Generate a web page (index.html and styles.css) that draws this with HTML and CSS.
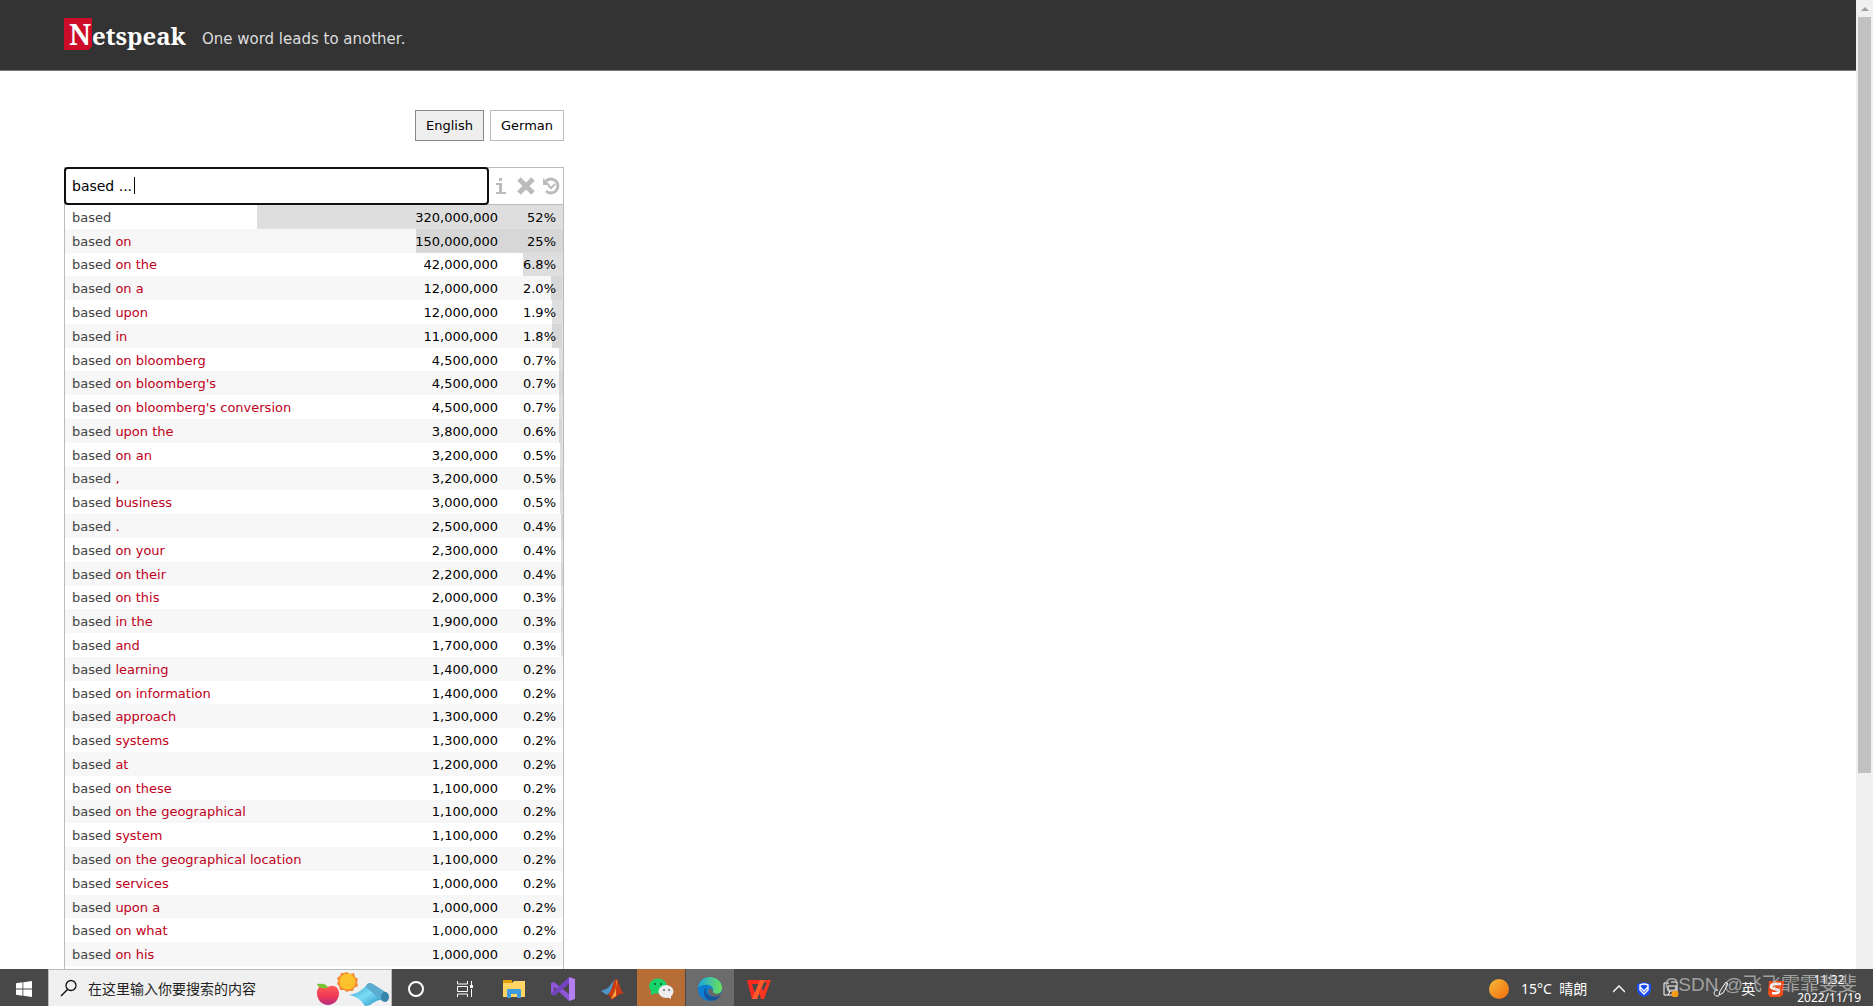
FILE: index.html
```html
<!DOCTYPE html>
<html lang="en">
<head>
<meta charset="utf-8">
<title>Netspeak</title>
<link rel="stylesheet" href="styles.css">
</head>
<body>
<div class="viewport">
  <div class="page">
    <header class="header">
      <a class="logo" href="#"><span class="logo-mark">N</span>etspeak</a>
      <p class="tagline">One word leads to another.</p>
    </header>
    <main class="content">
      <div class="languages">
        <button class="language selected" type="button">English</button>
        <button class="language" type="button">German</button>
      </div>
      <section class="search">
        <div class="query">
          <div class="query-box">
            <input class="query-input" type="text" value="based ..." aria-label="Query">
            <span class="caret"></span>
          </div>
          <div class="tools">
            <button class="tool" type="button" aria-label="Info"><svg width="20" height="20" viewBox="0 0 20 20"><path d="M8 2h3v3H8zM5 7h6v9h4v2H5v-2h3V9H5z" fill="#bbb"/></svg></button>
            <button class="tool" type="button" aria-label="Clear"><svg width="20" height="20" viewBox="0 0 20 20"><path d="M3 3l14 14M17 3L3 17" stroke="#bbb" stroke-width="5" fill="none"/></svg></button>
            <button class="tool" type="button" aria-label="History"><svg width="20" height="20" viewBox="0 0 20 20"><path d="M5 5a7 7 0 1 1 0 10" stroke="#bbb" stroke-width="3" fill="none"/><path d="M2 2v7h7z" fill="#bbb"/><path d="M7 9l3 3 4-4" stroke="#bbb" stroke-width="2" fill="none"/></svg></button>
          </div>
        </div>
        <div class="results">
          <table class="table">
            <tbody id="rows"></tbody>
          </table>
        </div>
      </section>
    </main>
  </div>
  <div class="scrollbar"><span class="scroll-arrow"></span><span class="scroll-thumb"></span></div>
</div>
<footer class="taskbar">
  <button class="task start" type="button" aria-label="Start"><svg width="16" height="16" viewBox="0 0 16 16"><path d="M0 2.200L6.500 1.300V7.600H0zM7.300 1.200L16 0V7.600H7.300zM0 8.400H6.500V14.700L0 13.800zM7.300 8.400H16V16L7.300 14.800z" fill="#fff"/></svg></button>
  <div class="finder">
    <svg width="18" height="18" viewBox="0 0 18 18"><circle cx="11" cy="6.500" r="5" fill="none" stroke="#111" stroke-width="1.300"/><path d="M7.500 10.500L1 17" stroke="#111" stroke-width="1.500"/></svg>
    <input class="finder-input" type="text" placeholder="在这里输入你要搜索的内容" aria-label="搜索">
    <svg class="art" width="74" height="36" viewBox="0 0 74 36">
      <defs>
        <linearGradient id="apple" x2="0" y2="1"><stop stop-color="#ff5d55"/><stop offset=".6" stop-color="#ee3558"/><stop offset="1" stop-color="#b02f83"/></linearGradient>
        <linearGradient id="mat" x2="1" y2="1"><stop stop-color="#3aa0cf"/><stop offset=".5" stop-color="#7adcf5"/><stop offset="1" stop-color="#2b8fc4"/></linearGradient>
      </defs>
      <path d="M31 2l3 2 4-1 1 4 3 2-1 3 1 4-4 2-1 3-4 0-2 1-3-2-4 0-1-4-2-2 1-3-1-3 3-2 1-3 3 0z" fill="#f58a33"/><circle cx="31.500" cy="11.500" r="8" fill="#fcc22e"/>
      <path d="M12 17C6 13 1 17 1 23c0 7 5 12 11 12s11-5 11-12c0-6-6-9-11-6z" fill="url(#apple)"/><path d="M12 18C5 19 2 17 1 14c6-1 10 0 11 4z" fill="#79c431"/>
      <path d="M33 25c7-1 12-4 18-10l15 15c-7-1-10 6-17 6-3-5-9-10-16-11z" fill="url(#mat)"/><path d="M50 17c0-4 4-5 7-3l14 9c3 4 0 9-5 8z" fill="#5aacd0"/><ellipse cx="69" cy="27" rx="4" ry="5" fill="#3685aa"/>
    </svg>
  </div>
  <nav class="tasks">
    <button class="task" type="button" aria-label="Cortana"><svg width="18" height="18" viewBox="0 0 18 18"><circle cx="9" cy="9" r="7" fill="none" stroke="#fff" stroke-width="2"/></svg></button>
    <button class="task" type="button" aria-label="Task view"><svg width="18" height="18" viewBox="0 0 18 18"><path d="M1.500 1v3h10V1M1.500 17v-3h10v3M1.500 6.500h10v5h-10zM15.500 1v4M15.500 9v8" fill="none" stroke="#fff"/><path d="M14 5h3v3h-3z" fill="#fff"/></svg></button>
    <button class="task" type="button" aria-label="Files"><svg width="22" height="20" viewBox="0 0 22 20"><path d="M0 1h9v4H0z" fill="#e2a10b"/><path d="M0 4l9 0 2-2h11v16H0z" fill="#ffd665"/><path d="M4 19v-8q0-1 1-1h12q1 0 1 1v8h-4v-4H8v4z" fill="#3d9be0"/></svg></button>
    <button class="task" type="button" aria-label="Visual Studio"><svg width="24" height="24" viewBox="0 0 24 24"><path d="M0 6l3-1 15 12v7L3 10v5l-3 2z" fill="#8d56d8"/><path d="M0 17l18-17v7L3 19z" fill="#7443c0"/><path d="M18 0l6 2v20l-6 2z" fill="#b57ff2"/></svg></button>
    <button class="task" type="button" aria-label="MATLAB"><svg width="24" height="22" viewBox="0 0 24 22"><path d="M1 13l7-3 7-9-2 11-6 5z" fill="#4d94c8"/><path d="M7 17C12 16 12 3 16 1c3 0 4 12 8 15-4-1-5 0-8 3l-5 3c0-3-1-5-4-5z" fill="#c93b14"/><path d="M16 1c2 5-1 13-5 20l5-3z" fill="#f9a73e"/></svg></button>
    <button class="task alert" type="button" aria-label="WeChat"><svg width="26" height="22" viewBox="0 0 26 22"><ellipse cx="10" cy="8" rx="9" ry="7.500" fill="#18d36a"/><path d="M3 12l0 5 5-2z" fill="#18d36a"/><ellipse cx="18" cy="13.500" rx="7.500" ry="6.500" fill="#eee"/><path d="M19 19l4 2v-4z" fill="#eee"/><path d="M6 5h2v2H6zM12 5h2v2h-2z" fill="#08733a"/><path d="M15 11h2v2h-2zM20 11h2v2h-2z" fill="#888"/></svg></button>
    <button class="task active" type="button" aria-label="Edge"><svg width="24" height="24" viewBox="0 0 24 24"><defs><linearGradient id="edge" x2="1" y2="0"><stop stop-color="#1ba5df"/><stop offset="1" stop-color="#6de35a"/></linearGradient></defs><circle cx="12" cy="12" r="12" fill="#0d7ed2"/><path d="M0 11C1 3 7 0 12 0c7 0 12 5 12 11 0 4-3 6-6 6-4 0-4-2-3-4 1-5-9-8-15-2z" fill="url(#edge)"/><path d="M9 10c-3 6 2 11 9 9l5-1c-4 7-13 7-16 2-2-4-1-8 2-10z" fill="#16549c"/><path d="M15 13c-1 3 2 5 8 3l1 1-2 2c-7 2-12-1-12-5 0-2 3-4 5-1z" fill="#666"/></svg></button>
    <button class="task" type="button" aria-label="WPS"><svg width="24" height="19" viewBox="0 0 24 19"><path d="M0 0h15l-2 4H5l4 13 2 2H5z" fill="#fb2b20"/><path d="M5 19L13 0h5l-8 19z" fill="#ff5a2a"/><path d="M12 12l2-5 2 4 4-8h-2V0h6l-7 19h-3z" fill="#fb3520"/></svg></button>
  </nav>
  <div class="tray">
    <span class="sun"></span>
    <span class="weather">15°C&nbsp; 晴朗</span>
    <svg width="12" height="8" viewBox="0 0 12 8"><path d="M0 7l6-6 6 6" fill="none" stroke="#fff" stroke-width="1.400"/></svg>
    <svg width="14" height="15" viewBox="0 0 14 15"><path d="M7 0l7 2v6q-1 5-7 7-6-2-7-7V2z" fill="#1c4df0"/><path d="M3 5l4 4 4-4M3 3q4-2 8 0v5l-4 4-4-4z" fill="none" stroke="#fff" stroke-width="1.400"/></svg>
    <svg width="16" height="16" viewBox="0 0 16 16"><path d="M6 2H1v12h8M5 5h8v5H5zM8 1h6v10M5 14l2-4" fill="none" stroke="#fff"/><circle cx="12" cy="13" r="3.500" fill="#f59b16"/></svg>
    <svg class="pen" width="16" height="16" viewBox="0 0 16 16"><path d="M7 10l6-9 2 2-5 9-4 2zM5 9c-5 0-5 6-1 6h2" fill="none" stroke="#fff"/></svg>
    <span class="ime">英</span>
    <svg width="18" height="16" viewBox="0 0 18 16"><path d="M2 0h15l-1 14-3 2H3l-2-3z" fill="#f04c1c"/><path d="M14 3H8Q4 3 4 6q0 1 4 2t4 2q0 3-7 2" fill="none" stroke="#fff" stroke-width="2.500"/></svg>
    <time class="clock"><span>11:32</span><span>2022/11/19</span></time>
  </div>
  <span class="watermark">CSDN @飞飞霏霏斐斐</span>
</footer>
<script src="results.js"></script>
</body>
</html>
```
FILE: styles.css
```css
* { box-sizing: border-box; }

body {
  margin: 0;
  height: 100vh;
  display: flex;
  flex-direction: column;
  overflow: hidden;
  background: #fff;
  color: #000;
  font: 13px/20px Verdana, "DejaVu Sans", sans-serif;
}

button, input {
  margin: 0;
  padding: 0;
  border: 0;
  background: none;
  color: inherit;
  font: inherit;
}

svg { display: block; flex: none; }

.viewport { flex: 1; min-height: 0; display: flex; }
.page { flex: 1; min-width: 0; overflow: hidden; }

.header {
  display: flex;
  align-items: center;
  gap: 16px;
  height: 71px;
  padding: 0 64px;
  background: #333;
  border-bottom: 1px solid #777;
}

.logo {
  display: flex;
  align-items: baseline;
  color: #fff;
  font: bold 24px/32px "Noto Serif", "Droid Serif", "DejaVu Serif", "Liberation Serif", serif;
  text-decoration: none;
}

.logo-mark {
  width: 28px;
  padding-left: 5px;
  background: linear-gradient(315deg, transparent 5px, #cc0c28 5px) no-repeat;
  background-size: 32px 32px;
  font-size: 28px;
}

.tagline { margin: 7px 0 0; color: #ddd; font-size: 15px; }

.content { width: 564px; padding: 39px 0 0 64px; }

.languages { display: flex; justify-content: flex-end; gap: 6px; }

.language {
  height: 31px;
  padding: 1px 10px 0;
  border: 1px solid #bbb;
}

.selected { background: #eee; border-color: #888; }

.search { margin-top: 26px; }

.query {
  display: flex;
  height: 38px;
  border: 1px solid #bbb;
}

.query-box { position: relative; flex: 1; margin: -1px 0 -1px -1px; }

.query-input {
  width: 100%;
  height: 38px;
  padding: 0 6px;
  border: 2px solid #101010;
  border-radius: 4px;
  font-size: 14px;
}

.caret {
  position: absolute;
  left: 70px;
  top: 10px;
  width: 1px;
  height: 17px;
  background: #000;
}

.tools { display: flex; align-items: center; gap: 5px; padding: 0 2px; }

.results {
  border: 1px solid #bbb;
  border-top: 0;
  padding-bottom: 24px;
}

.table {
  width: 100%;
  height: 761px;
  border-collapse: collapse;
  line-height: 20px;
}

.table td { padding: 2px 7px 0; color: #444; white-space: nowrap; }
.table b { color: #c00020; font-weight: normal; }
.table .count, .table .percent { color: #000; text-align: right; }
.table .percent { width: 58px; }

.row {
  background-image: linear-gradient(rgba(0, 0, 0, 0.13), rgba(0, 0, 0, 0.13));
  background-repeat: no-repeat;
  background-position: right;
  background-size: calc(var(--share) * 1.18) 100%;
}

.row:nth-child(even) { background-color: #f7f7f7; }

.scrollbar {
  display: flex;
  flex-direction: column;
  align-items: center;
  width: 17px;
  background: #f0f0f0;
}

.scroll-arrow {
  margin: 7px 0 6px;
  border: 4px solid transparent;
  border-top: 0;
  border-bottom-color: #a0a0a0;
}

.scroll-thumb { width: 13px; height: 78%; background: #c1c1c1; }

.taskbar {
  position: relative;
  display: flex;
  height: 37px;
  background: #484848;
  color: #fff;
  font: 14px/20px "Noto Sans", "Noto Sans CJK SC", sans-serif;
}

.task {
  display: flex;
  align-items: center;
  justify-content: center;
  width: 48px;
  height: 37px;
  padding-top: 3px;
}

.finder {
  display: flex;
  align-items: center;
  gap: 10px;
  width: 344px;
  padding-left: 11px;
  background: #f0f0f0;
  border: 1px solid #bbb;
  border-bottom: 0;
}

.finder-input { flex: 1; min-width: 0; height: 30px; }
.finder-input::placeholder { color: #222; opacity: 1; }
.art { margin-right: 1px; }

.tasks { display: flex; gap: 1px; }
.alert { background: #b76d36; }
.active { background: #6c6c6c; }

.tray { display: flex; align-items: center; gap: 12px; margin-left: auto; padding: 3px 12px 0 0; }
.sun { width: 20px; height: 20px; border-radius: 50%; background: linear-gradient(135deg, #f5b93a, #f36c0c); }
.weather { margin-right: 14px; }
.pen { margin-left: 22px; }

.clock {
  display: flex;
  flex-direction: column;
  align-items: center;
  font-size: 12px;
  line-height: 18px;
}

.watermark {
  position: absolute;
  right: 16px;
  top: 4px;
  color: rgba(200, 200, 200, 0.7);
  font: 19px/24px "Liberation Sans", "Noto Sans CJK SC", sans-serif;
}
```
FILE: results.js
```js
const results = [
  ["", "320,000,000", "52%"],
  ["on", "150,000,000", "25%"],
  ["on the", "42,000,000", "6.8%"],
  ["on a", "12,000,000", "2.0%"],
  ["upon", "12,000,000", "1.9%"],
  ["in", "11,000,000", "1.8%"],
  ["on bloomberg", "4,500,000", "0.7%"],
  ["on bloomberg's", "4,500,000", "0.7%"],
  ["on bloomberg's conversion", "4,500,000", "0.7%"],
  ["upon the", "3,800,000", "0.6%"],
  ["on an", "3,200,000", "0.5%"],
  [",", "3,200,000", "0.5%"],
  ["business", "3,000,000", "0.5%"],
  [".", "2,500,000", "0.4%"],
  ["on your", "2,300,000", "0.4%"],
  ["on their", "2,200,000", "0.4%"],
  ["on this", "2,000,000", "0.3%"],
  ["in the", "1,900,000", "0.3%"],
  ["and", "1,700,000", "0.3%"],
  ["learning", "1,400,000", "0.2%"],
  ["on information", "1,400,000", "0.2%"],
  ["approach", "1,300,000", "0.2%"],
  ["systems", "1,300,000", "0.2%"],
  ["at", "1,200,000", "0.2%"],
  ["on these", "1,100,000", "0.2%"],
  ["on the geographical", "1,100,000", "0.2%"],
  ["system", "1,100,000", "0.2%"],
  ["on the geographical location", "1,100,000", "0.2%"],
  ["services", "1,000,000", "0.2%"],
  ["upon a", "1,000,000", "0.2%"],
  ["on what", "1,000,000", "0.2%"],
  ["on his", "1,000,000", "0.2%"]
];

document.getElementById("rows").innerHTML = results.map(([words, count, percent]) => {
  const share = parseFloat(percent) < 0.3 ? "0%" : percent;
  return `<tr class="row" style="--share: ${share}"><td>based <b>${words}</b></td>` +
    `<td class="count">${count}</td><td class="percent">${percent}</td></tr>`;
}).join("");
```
+++
**Instructions to follow:**
Return every line containing "styles".

**Complete answer:**
Generate a web page (index.html and styles.css) that draws this with HTML and CSS.
<link rel="stylesheet" href="styles.css">
FILE: styles.css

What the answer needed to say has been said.